Model – View – Controller (MVC) Design Pattern

Here is a quick challenge:

Go to Google and search for "MVC".

Check each of the first ten search results.

What do you notice? Each description of MVC is different. Perhaps not in terms of the Model, the View and the Controller, but in terms of the details of how they interact with each other. In some descriptions the controller sits between the View and the Model. In others they all talk to each other. I have even seen implementations where an update in the GUI sends an event to the Controller which updates the Model which sends an event back to the Controller which updates the View, with the same data which it just changed, resulting in a very active user interface!

Now it starts to makes a lot more sense, that both Java Swing and Eclipse SWT / JFace do not implement true MCV but rather a light weight version referred to often as separable model architecture. Here, the Model is seperate from a "delegate" which is a combination of the Controller and View. It makes a lot of sense and reduces complexity and confusion a great deal.

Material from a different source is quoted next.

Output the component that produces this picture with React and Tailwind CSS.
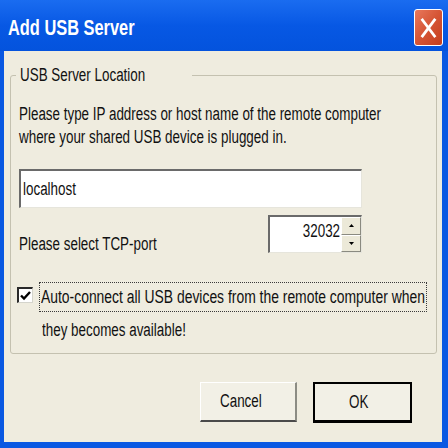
// XP-style "Add USB Server" dialog. The screenshot is squeezed sideways,
// so text runs are narrowed with scale-x.
function T({ children, className = "" }) {
  return (
    <span className={`inline-block whitespace-nowrap origin-left scale-x-[0.745] ${className}`}>{children}</span>
  );
}

export default function App() {
  return (
    <div className="w-[448px] h-[448px] overflow-hidden bg-[#0a58e2] flex flex-col font-['Liberation_Sans',Arial,sans-serif] text-[#111]">
      {/* Title bar */}
      <div className="h-[51px] flex items-start justify-between pl-[8px] pr-[5px] bg-gradient-to-b from-[#1a6cf0] via-[#0758e4] to-[#0453dd]">
        <span className="mt-[15px] text-white font-bold text-[22px] leading-[26px]">
          <T className="scale-x-[0.735]">Add USB Server</T>
        </span>
        <div className="mt-[9px] w-[29px] h-[37px] rounded-[3px] border border-white bg-gradient-to-br from-[#e8785c] via-[#d55434] to-[#c53d1d] flex items-center justify-center">
          <svg width="17" height="22" viewBox="0 0 17 22">
            <path d="M2.5 3 L14.5 19 M14.5 3 L2.5 19" stroke="white" strokeWidth="2.8" strokeLinecap="square" />
          </svg>
        </div>
      </div>

      {/* Client area */}
      <div className="flex-1 ml-[4px] mr-[6px] mb-[6px] bg-[#efecdf] flex flex-col overflow-hidden">
        {/* Group box */}
        <div className="relative mt-[24px] ml-[6px] w-[427px] h-[279px] border border-[#c4c1b0] rounded-[3px] pl-[8px]">
          <span className="absolute left-[5px] -top-[12px] bg-[#efecdf] px-[4px] text-[18px] leading-[22px]">
            <T>USB Server Location</T>
          </span>

          <div className="mt-[27px] text-[18px] leading-[23px]">
            <T>Please type IP address or host name of the remote computer</T>
            <br />
            <T>where your shared USB device is plugged in.</T>
          </div>

          <div className="mt-[20px] w-[343px] h-[39px] bg-white border-t-2 border-l-2 border-t-[#6a6a6a] border-l-[#6a6a6a] border-b border-r border-b-[#e6e5dc] border-r-[#e6e5dc] flex items-center pl-[2px] text-[18px] leading-[22px]">
            <T>localhost</T>
          </div>

          <div className="mt-[7px] w-[343px] flex items-start">
            <div className="flex-1 min-w-0 mt-[18px] text-[18px] leading-[23px]">
              <T>Please select TCP-port</T>
            </div>
            <div className="w-[94px] h-[38px] bg-white border-t-2 border-l-2 border-t-[#6a6a6a] border-l-[#6a6a6a] border-b border-r border-b-[#e6e5dc] border-r-[#e6e5dc] flex">
              <div className="flex-1 min-w-0 flex justify-end items-start pt-[3px] pr-[1px] text-[18px] leading-[22px]">
                <T className="origin-right">32032</T>
              </div>
              <div className="w-[20px] flex flex-col">
                <div className="flex-1 bg-[#ece9d8] border-t border-l border-t-white border-l-white border-b border-r border-b-[#8a8a80] border-r-[#8a8a80] flex items-center justify-center">
                  <svg width="5" height="3" viewBox="0 0 5 3"><path d="M2.5 0 L5 3 L0 3 Z" fill="black" /></svg>
                </div>
                <div className="flex-1 bg-[#ece9d8] border-t border-l border-t-white border-l-white border-b border-r border-b-[#8a8a80] border-r-[#8a8a80] flex items-center justify-center">
                  <svg width="5" height="3" viewBox="0 0 5 3"><path d="M0 0 L5 0 L2.5 3 Z" fill="black" /></svg>
                </div>
              </div>
            </div>
          </div>

          {/* Auto-connect checkbox */}
          <div className="mt-[26px] -ml-[2px] flex items-start">
            <div className="mt-[5px] w-[16px] h-[16px] bg-white border-t-2 border-l-2 border-t-[#2a2a2a] border-l-[#2a2a2a] border-b border-r border-b-[#d4d4cc] border-r-[#d4d4cc] flex items-center justify-center">
              <svg width="11" height="10" viewBox="0 0 11 10">
                <path d="M1 4.5 L4 7.5 L10 1" stroke="black" strokeWidth="2.4" fill="none" />
              </svg>
            </div>
            <div className="ml-[6px] flex flex-col">
              <div className="w-[388px] h-[30px] border border-dotted border-[#3a3a3a] overflow-hidden pl-[1px] text-[18px] leading-[28px]">
                <T className="scale-x-[0.772]">Auto-connect all USB devices from the remote computer when</T>
              </div>
              <div className="mt-[7px] pl-[3px] text-[18px] leading-[23px]">
                <T>they becomes available!</T>
              </div>
            </div>
          </div>
        </div>

        {/* Buttons */}
        <div className="mt-[28px] mr-[30px] flex justify-end gap-[16px]">
          <button className="w-[97px] h-[40px] bg-[#f2f0e6] border border-t-white border-l-white border-b-2 border-r-2 border-b-[#4a4a4a] border-r-[#8c8c84] flex items-center justify-center text-[18px]">
            <T className="origin-center">Cancel</T>
          </button>
          <button className="w-[99px] h-[41px] bg-[#f2f0e6] border-2 border-black border-b-[3px] flex items-center justify-center text-[18px]">
            <T className="origin-center">OK</T>
          </button>
        </div>
      </div>
    </div>
  );
}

One case where I would advocate a separate Controller is where the View is very complex and there are also a lot of business rules dictating how the data is validated before being set in the model. Then it is useful to implement a Controller. In such cases I suggest the following rules for your three MVC components:

  1. The View listens to model changes, but only through an independent interface to ensure no dependencies on the model
  2. The Controller has methods that take all the necessary data in order to update the model, so that they have no dependency on the View (e.g. they don’t query the View to get the selected radio button in a group. It is important that the Controller is independent of the View and the View can be (ex)changed at any time.
  3. The controller responds to UI events and updates the model based on these. To reduce the amount of model change events which are fired after the model is updated, the Controller can contain coarse grained methods and fire model change events itself, for example at the end of a coarse grained / facade method.
  4. The model contains data as well as a list of listeners (who implement an independent interface – see rule 1), who would like to be notified in the event of model changes. The model itself does not however fire events when it is updated. This is left to the Controller who knows if its appropriate to do so (consider performance here).
  5. Model updates/changes should only be done through the Controller in order to guarantee that both business logic is adhered to and that model change events are fired.

Ants MVC Proposal - click for a larger image
I believe that models who fire their own events are the result of frameworks like Java Swing and Eclipse SWT / JFace who have done away with the Controller. This works fine in such environments, but when the Controller is re-introduced it is significant NOT to send an event with each attribute change in the model – because it results in cases where a UI component is updated for example 20 times resulting in very poor UI performance. The UI can also unnecessarily hog System resources in cases like this because Java will not necessarily release them until the JVM is ready to do so.

This proposal is based on experience of different implementations as well as a project where we implemented exactly this pattern where it worked very well.